Light water years always seem to come by surprise. Water managers claim victory in December, then little falls from January through April and everyone realizes another dry years’ ahead. Water flows dictate migration, and less water means miserly flows and makes the “window” of prime conditions all the shorter.

Trout season in California is the last Saturday in April, and in a dry year the Shad may already be in the rivers – taking “second fiddle” to the horde of trout fishermen intent on feats of prowess. Given an early start to Shad, you may have driven by better fishing enroute to your mountain adventure.

Shad flies, heavy and gaudy as you can make them

Flies are simple and easy to tie – allowing free license to purge your fly tying kit of all the underused fluorescent materials that settled near the bottom. American Shad are plankton eaters with a yen for anything bright within striking distance – that attraction has never been explained, and us fishermen have never questioned a “gift horse” too closely.

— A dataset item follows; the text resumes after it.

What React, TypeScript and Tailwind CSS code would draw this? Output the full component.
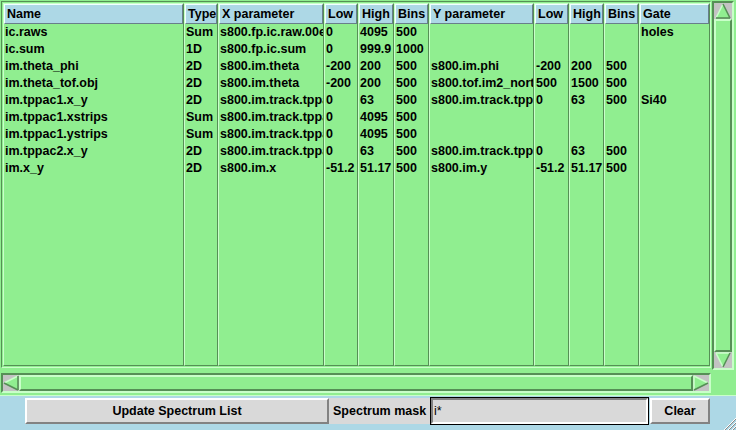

I love fishing for these bony SOB’s – they’re plentiful, fight well, and are one the few species where a good day might mean 50 or 100 fish – enough to yield blisters. Local fishermen occasionally strip the females and smoke the skeins of roe – but I didn’t find the flavor compelling enough to want to thump any, it’s a big sardine, oily and full of bones, so you toss them back as fast as you land them.

I’m liable to get a few looks – what with my waders drying on the coat rack in my office, but with the river only 5 minutes away – I should be able to explain my obsession convincingly. It’s last week’s sandwich aging not so gracefully in the vest that’ll earn my banishment from the premises..

East coast fishermen are facing closures this year, so check your regulations, I think Chesapeake Bay, and NY state has closed the Hudson River as well.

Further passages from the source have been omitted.